Equity-Based Compensation

Equity-Based Compensation

        We measure the cost of equity-based employee compensation based on the fair value of the award and recognize that cost over the period during which the recipient is required to provide services in exchange for the award, typically the vesting period. For equity awards, compensation cost is measured based on grant-date fair value of the award. The fair value of certain equity-based payment awards is estimated using a Black-Scholes option valuation model. Our policy is to issue new shares upon the exercise of stock options or conversion of stock units.

Earnings per Share

Earnings per Share

        We compute basic earnings per share by dividing net income by the weighted-average number of common stock outstanding during the period. Diluted earnings per share is computed using the weighted-average number of shares of common and potential dilutive common stock outstanding during the period. We apply the treasury stock method to determine potential dilutive common shares related to our stock options and non-vested stock awards. For periods prior to the Secondary Offering, we apply the if-converted method to determine potential dilutive common shares related to CPE Resources common membership units that are convertible to CPE Inc. common stock.

Accrued Liabilities

Accrued Liabilities

  • Contingent Liabilities

        We account for contingent liabilities related to litigation, claims, and assessments based on the specific facts and circumstances and our experience with similar matters. We record our best estimate of a loss when the loss is considered probable and the amount of loss is reasonably estimable. When a loss is probable and there is a range of the estimated loss with no best estimate in the range, we record our estimate of the minimum liability. As additional information becomes available, we revise our estimates as appropriate.

  • Workers' Compensation

        For our employees in Wyoming, workers' compensation insurance is provided through a state funded program. We contribute to this program by applying the rate assessed by the state to gross payroll for the applicable employees, which is adjusted prospectively based on our workers' compensation historical incident rating. In exchange for a reduced rate, we assume liability for the first $100,000 of each claim.

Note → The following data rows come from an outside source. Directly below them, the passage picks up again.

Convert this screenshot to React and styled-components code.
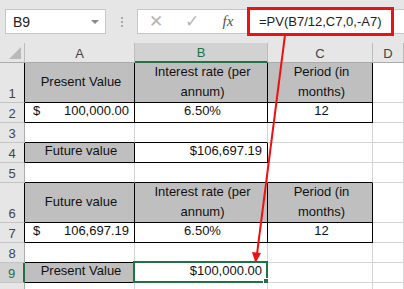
import styled, { createGlobalStyle } from "styled-components";

const GlobalStyle = createGlobalStyle`
  html, body {
    margin: 0;
    padding: 0;
    background: #fff;
  }
  body {
    font-family: "Liberation Sans", Arial, sans-serif;
    overflow: hidden;
  }
`;

// styles
const Page = styled.div`
  position: relative;
  width: 404px;
  height: 289px;
  overflow: hidden;
`;

const Toolbar = styled.div`
  height: 43px;
  background: #e6e6e6;
  display: flex;
  align-items: center;
  padding-left: 5px;
  box-sizing: border-box;
`;

const NameBox = styled.div`
  width: 101px;
  height: 25px;
  box-sizing: border-box;
  background: #fff;
  border: 1px solid #c6c6c6;
  display: flex;
  align-items: center;
  justify-content: space-between;
  padding: 0 6px 0 7px;
  font-size: 14px;
  color: #222;
`;

const DropArrow = styled.span`
  width: 0;
  height: 0;
  border-left: 4px solid transparent;
  border-right: 4px solid transparent;
  border-top: 4px solid #888;
`;

const Grip = styled.div`
  width: 31px;
  display: flex;
  flex-direction: column;
  align-items: center;
  gap: 2px;
  span {
    width: 2px;
    height: 2px;
    background: #aaa;
  }
`;

const FormulaBar = styled.div`
  height: 25px;
  flex: 1;
  box-sizing: border-box;
  background: #fff;
  border: 1px solid #c6c6c6;
  border-right: none;
  display: flex;
  align-items: center;
`;

const BarIcon = styled.span`
  width: 36px;
  display: flex;
  justify-content: center;
  align-items: center;
  color: ${(p) => p.color || "#b5b5b5"};
  font-size: ${(p) => p.size || "16px"};
  font-family: ${(p) => (p.serif ? '"Liberation Serif", serif' : "inherit")};
  font-style: ${(p) => (p.serif ? "italic" : "normal")};
`;

const FormulaText = styled.div`
  margin-left: 1px;
  width: 147px;
  height: 29px;
  box-sizing: border-box;
  border: 3px solid #ee1111;
  display: flex;
  align-items: center;
  padding-left: 9px;
  font-size: 13px;
  color: #222;
  white-space: nowrap;
`;

const Sheet = styled.div`
  display: grid;
  grid-template-columns: 25px 110px 133px 105px 1fr;
  grid-template-rows: 20px 40px 20px 20px 20px 20px 40px 20px 20px 20px 20px;
  font-size: 13px;
  color: #111;
`;

const ColHead = styled.div`
  background: ${(p) => (p.sel ? "#d2d2d2" : "#e6e6e6")};
  border-right: 1px solid #bcbcbc;
  border-bottom: ${(p) => (p.sel ? "2px solid #217346" : "1px solid #ababab")};
  color: ${(p) => (p.sel ? "#217346" : "#444")};
  display: flex;
  align-items: center;
  justify-content: center;
  box-sizing: border-box;
  font-size: 13px;
  padding-top: 1px;
  position: relative;
`;

const Corner = styled(ColHead)`
  &::after {
    content: "";
    position: absolute;
    right: 3px;
    bottom: 3px;
    width: 0;
    height: 0;
    border-left: 12px solid transparent;
    border-bottom: 12px solid #b9b9b9;
  }
`;

const RowHead = styled.div`
  background: ${(p) => (p.sel ? "#d2d2d2" : "#e6e6e6")};
  border-bottom: 1px solid #c4c4c4;
  border-right: ${(p) =>
    p.sel ? "2px solid #217346" : p.dark ? "1px solid #000" : "1px solid #ababab"};
  color: ${(p) => (p.sel ? "#217346" : "#444")};
  box-sizing: border-box;
  display: flex;
  align-items: flex-end;
  justify-content: center;
  padding-bottom: 1px;
  font-size: 13px;
`;

const Cell = styled.div`
  position: relative;
  box-sizing: border-box;
  background: ${(p) => (p.fill ? "#bfbfbf" : "#fff")};
  border-right: 1px solid ${(p) => (p.br ? "#000" : "#d4d4d4")};
  border-bottom: 1px solid ${(p) => (p.bb ? "#000" : "#d4d4d4")};
  display: flex;
  align-items: ${(p) => (p.mid ? "center" : "flex-end")};
  justify-content: ${(p) =>
    p.align === "right" ? "flex-end" : p.align === "between" ? "space-between" : "center"};
  text-align: center;
  padding: 0 5px 1px 8px;
  line-height: 20px;
  white-space: pre-line;
`;

const Selection = styled.div`
  position: absolute;
  left: -2px;
  top: -2px;
  right: -1px;
  bottom: -1px;
  border: 2px solid #217346;
  pointer-events: none;
  &::after {
    content: "";
    position: absolute;
    right: -4px;
    bottom: -4px;
    width: 5px;
    height: 5px;
    background: #217346;
    border: 1px solid #fff;
  }
`;

const Arrow = styled.svg`
  position: absolute;
  left: 0;
  top: 0;
  pointer-events: none;
`;

// data
const rows = [
  {
    n: 1,
    cells: [
      { t: "Present Value", fill: true, br: true, bb: true, mid: true },
      { t: "Interest rate (per\nannum)", fill: true, br: true, bb: true, mid: true },
      { t: "Period (in\nmonths)", fill: true, br: true, bb: true, mid: true },
      {},
    ],
    dark: true,
  },
  {
    n: 2,
    cells: [
      { t: ["$", "100,000.00"], align: "between", br: true, bb: true },
      { t: "6.50%", br: true, bb: true },
      { t: "12", br: true, bb: true },
      {},
    ],
    dark: true,
  },
  { n: 3, cells: [{ bb: true }, { bb: true }, {}, {}] },
  {
    n: 4,
    cells: [
      { t: "Future value", fill: true, br: true, bb: true },
      { t: "$106,697.19", align: "right", br: true, bb: true },
      {},
      {},
    ],
    dark: true,
  },
  { n: 5, cells: [{ bb: true }, { bb: true }, { bb: true }, {}] },
  {
    n: 6,
    cells: [
      { t: "Future value", fill: true, br: true, bb: true, mid: true },
      { t: "Interest rate (per\nannum)", fill: true, br: true, bb: true, mid: true },
      { t: "Period (in\nmonths)", fill: true, br: true, bb: true, mid: true },
      {},
    ],
    dark: true,
  },
  {
    n: 7,
    cells: [
      { t: ["$", "106,697.19"], align: "between", br: true, bb: true },
      { t: "6.50%", br: true, bb: true },
      { t: "12", br: true, bb: true },
      {},
    ],
    dark: true,
  },
  { n: 8, cells: [{ bb: true }, { bb: true }, {}, {}] },
  {
    n: 9,
    sel: true,
    cells: [
      { t: "Present Value", fill: true, br: true, bb: true },
      { t: "$100,000.00", align: "right", br: true, bb: true, active: true },
      {},
      {},
    ],
  },
  // row 10 is only a sliver at the bottom edge, its number is out of view
  { n: 10, hideLabel: true, cells: [{}, {}, {}, {}] },
];

const App = () => {
  return (
    <Page>
      <GlobalStyle />
      <Toolbar>
        <NameBox>
          B9
          <DropArrow />
        </NameBox>
        <Grip>
          <span />
          <span />
          <span />
        </Grip>
        <FormulaBar>
          <BarIcon size="17px">✕</BarIcon>
          <BarIcon size="17px">✓</BarIcon>
          <BarIcon serif size="15px" color="#555">
            fx
          </BarIcon>
          <FormulaText>=PV(B7/12,C7,0,-A7)</FormulaText>
        </FormulaBar>
      </Toolbar>
      <Sheet>
        <Corner />
        <ColHead>A</ColHead>
        <ColHead sel>B</ColHead>
        <ColHead>C</ColHead>
        <ColHead>D</ColHead>
        {rows.map((row) => [
          <RowHead key={"h" + row.n} sel={row.sel} dark={row.dark}>
            {row.hideLabel ? null : row.n}
          </RowHead>,
          ...row.cells.map((c, i) => (
            <Cell
              key={row.n + "-" + i}
              fill={c.fill}
              br={c.br}
              bb={c.bb}
              mid={c.mid}
              align={c.align}
            >
              {Array.isArray(c.t) ? (
                <>
                  <span>{c.t[0]}</span>
                  <span>{c.t[1]}</span>
                </>
              ) : (
                c.t
              )}
              {c.active && <Selection />}
            </Cell>
          )),
        ])}
      </Sheet>
      <Arrow width="404" height="289">
        <line x1="285" y1="35" x2="257" y2="254" stroke="#ee1111" strokeWidth="2" />
        <polygon points="255.5,263 252,252 261,253" fill="#ee1111" />
      </Arrow>
    </Page>
  );
};

export default App;
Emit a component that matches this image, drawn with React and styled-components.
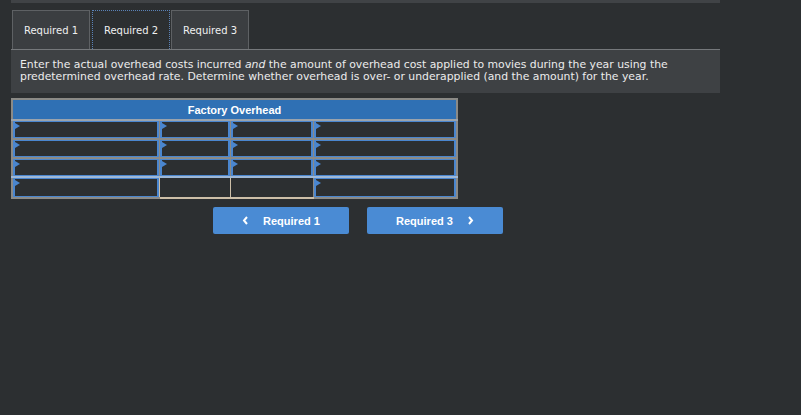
import React from "react";
import styled, { createGlobalStyle } from "styled-components";

const Global = createGlobalStyle`
  html, body { margin: 0; padding: 0; background: #2c2f31; }
  body { width: 801px; height: 415px; overflow: hidden; }
`;

const Page = styled.div`
  width: 709px;
  margin-left: 11px;
`;

const TopBar = styled.div`
  height: 3px;
  background: #404346;
`;

const Tabs = styled.div`
  display: flex;
  gap: 1px;
  margin-top: 7px;
  padding-left: 1px;
`;

const Tab = styled.div`
  box-sizing: border-box;
  width: ${(p) => p.$w}px;
  height: 39px;
  display: flex;
  align-items: center;
  justify-content: center;
  font-family: "DejaVu Sans", Verdana, sans-serif;
  font-size: 10px;
  color: #f0f0f0;
  background: ${(p) => (p.$active ? "#2c2f31" : "#3b3e41")};
  border: 1px ${(p) => (p.$active ? "dotted #5b83b8" : "solid #5e6164")};
  border-bottom: none;
  margin-left: ${(p) => p.$ml || 0}px;
`;

const Panel = styled.div`
  background: #3e4144;
  border-top: 1px solid #75787b;
  padding: 9px 9px 10px;
  font-family: "DejaVu Sans", Verdana, sans-serif;
  font-size: 10.85px;
  line-height: 12px;
  color: #ececec;
`;

const Table = styled.table`
  margin-top: 5px;
  border-collapse: collapse;
  width: 447px;
  border: 2px solid #8b8a86;
  table-layout: fixed;
`;

const HeadCell = styled.th`
  height: 19px;
  padding: 0;
  background: #2f70b4;
  color: #ffffff;
  font-family: "Liberation Sans", Arial, sans-serif;
  font-weight: bold;
  font-size: 11px;
  text-align: center;
  border-bottom: 2px solid #9aa3ad;
`;

const Cell = styled.td`
  box-sizing: border-box;
  padding: 0;
  height: ${(p) => p.$h}px;
  border-left: 1px solid ${(p) => (p.$tan ? "#cdbfa8" : "#8b8a86")};
  border-bottom: ${(p) => (p.$tan ? "2px solid #cdbfa8" : p.$lightBottom ? "2px solid #9fb8d6" : "2px solid #8b8a86")};
`;

const InputBox = styled.div`
  box-sizing: border-box;
  height: ${(p) => p.$h}px;
  border: 2px solid #4a86cf;
  border-top-width: 1px;
  border-bottom-width: 1px;
  background: #2c2f31;
  position: relative;
  &::before {
    content: "";
    position: absolute;
    left: 0;
    top: 1px;
    border-left: 5px solid #4a86cf;
    border-top: 3px solid transparent;
    border-bottom: 3px solid transparent;
  }
`;

const Buttons = styled.div`
  display: flex;
  gap: 18px;
  margin-top: 8px;
  padding-left: 202px;
`;

const NavButton = styled.button`
  box-sizing: border-box;
  width: 136px;
  height: 27px;
  border: none;
  border-radius: 2px;
  background: #4a8bd4;
  color: #ffffff;
  font-family: "Liberation Sans", Arial, sans-serif;
  font-weight: bold;
  font-size: 11px;
  display: flex;
  align-items: center;
  justify-content: center;
  gap: 14px;
  padding: 0;
`;

const Chevron = ({ dir }) => (
  <svg width="7" height="9" viewBox="0 0 7 9">
    <path
      d={dir === "left" ? "M5 1 L2 4.5 L5 8" : "M2 1 L5 4.5 L2 8"}
      stroke="#fff"
      strokeWidth="2"
      fill="none"
    />
  </svg>
);

const rows = [
  { cells: [true, true, true, true], h: 17 },
  { cells: [true, true, true, true], h: 17 },
  { cells: [true, true, true, true], h: 17, lightBottom: true },
  { cells: [true, false, false, true], h: 19 },
];

export default function App() {
  return (
    <>
      <Global />
      <Page>
        <TopBar />
        <Tabs>
          <Tab $w={78}>Required 1</Tab>
          <Tab $w={78} $active $ml={1}>Required 2</Tab>
          <Tab $w={78}>Required 3</Tab>
        </Tabs>
        <Panel>
          Enter the actual overhead costs incurred <i>and</i> the amount of overhead cost applied to movies during the year using the
          <br />
          predetermined overhead rate. Determine whether overhead is over- or underapplied (and the amount) for the year.
        </Panel>
        <Table>
          <colgroup>
            <col style={{ width: 147 }} />
            <col style={{ width: 71 }} />
            <col style={{ width: 83 }} />
            <col style={{ width: 144 }} />
          </colgroup>
          <thead>
            <tr>
              <HeadCell colSpan={4}>Factory Overhead</HeadCell>
            </tr>
          </thead>
          <tbody>
            {rows.map((r, i) => (
              <tr key={i}>
                {r.cells.map((input, j) => (
                  <Cell key={j} $h={r.h} $tan={!input} $lightBottom={r.lightBottom}>
                    {input && <InputBox $h={r.h} />}
                  </Cell>
                ))}
              </tr>
            ))}
          </tbody>
        </Table>
        <Buttons>
          <NavButton>
            <Chevron dir="left" />
            Required 1
          </NavButton>
          <NavButton>
            Required 3
            <Chevron dir="right" />
          </NavButton>
        </Buttons>
      </Page>
    </>
  );
}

        For our employees in Colorado and Montana, workers' compensation insurance is provided under a large-deductible workers' compensation program, which provides full coverage for any workers' compensation losses in excess of $250,000 per incident. Our liability related to the large deductible is recorded on the balance sheet using a fully developed actuarial estimate. During 2012, we were approved by the Department of Labor as a self-insured employer for federal black lung liabilities. We fund these liabilities through two black lung trusts, but would be required to pay any claims in excess of the amounts in the trusts.